So....the clown is heading to the "Supermax" in Colorado to serve the life sentence he was issued.
Is that what he deserved? Did he deserve the death penalty?
Discuss.....
Axtech wrote:Assuming that he actually was involved, there's no way that he should have gotten the death penalty. It's something I don't agree with at all. It's immoral, immature and uncivilized.
Plus the fact that killing someone who was willing to die for their cause anyways is not punishment, and is actually entirely pointless. It's like giving somebody the death penalty for attempted suicide.
Matthew Good @ www.thoughtmechanics.com wrote:There’s been a lot of attention given the trial of Zacarias Moussaoui, which I have found quite strange truth be told. Having been sentenced to life in prison yesterday, today, after Moussaoui produced the typical outburst that one might expect from someone stupid enough to purchase into the warped ideology of a man such as Osama Bin Laden, judge Leonie Brinkema commented “You will spend the rest of your life in a supermax prison. It’s absolutely clear who won.”.
I couldn’t agree more.
First and foremost, it’s clear that the Saudis won. The majority of those involved in the 9/11 plot were Saudis, Bin Laden included, yet the United States has done nothing to hold that country accountable [1]. In fact, the Bush administration has gone to fantastic lengths to protect the Saudis from 9/11 related condemnation. The majority of foreign fighters in Iraq are also Saudis, who belong to groups such as that of Abu Musab al-Zarqawi, who comprise less than 6% of the insurgency.
Second, it’s clear that al Qaeda won. Moussaoui’s trial was nothing but the show trial of a peon used to placate the battered pride of a polarized nation. The figureheads of al Qaeda, Bin Laden and Ayman al-Zawahri, remain free, and Khalid Sheikh Mohammed, who has been held by the US in secret facilities since 2003, has not appeared publicly or been officially charged under the laws of the United States with regards to 9/11.
Third, the damage done the civil liberties of Americans, to US global integrity, and future generations of Americans financially is vast, and, in some cases, irreversible.
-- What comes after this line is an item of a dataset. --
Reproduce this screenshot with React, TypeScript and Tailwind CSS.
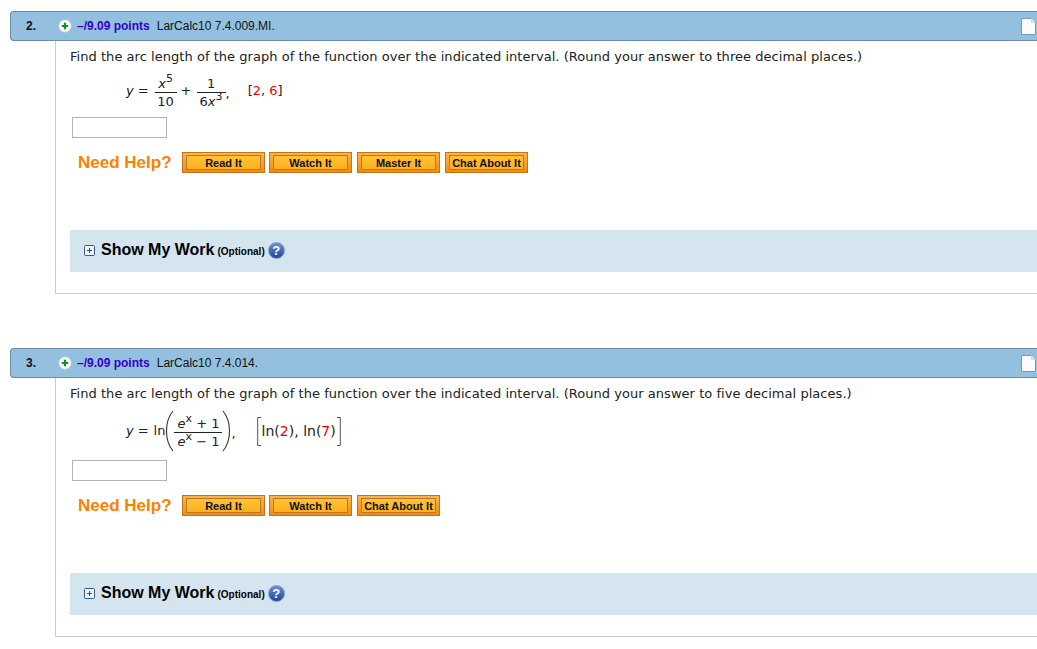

It will take a considerable amount of time to repair the damage done by the Wolfowitz doctrine, even if a preemptive, unilateralist foreign policy platform is abandoned by the next administration.
Moussaoui may spend the rest of his life in prison, but haven’t most Americans been living in one since 9/11? If anything, they should seriously question the actions taken by this administration with regards to Iraq and how it was sold them as part and parcel of the now ubiquitous ‘War On Terror’. As if the tragedy of 9/11 wasn’t enough, why have the American people allowed it to be compounded by the lies of opportunists in Washington who have capitalized on it more than those who perpetrated it?
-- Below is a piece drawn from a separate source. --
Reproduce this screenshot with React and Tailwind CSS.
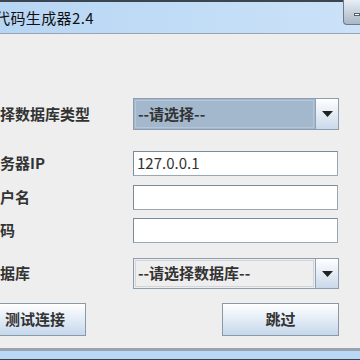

[1] “…if you harbor a terrorist, if you feed a terrorist, if you hide a terrorist, you’re just as guilty as the terrorist.” – George W. Bush, Atlanta Mariott Marquis, Atlanta, Georgia, January 2002.
Axtech wrote:Assuming that he actually was involved, there's no way that he should have gotten the death penalty. It's something I don't agree with at all. It's immoral, immature and uncivilized.
Plus the fact that killing someone who was willing to die for their cause anyways is not punishment, and is actually entirely pointless. It's like giving somebody the death penalty for attempted suicide.
Go Down Fighting wrote:Bandalero wrote: fuckin new yorkers, can't do shit right.
What's New York got to do with this???????
Bandalero wrote:easy, your court system made his trial a carnival.
in TexAs, it would have been quick, just, and without alot of media BS. case in point...the enron trial, not big in the media.
myownsatellite wrote:...And now all the taxpayers get to pay for his upkeep for the rest of his life. How pleasant
bovine wrote:myownsatellite wrote:...And now all the taxpayers get to pay for his upkeep for the rest of his life. How pleasant
Better than having them pay MORE money to go through the appeal process. It costs more money to sentence someone to death than it does to keep them imprisoned for the rest of their life. Death sentences are costly, and that's one of the more minor reasons I'm opposed to them.
Go Down Fighting wrote:Bandalero wrote:easy, your court system made his trial a carnival.
in TexAs, it would have been quick, just, and without alot of media BS. case in point...the enron trial, not big in the media.
Easy?? WTF.....the trial was in Virginia.
Just because Texas has the friggen "express lane" for death penalty's doesn't mean the trial would've gone any smoother.
Besides......the dumbfuck motioned to have his guilty plea removed, because he claims he fabricated the entire story.
And Enron? Dude, I was hearing about that garbage everyday that I turned on Fox News or MSNBC. Just because something happens in the U.S.'s "Mexico" doesn't mean it doesn't get publicity.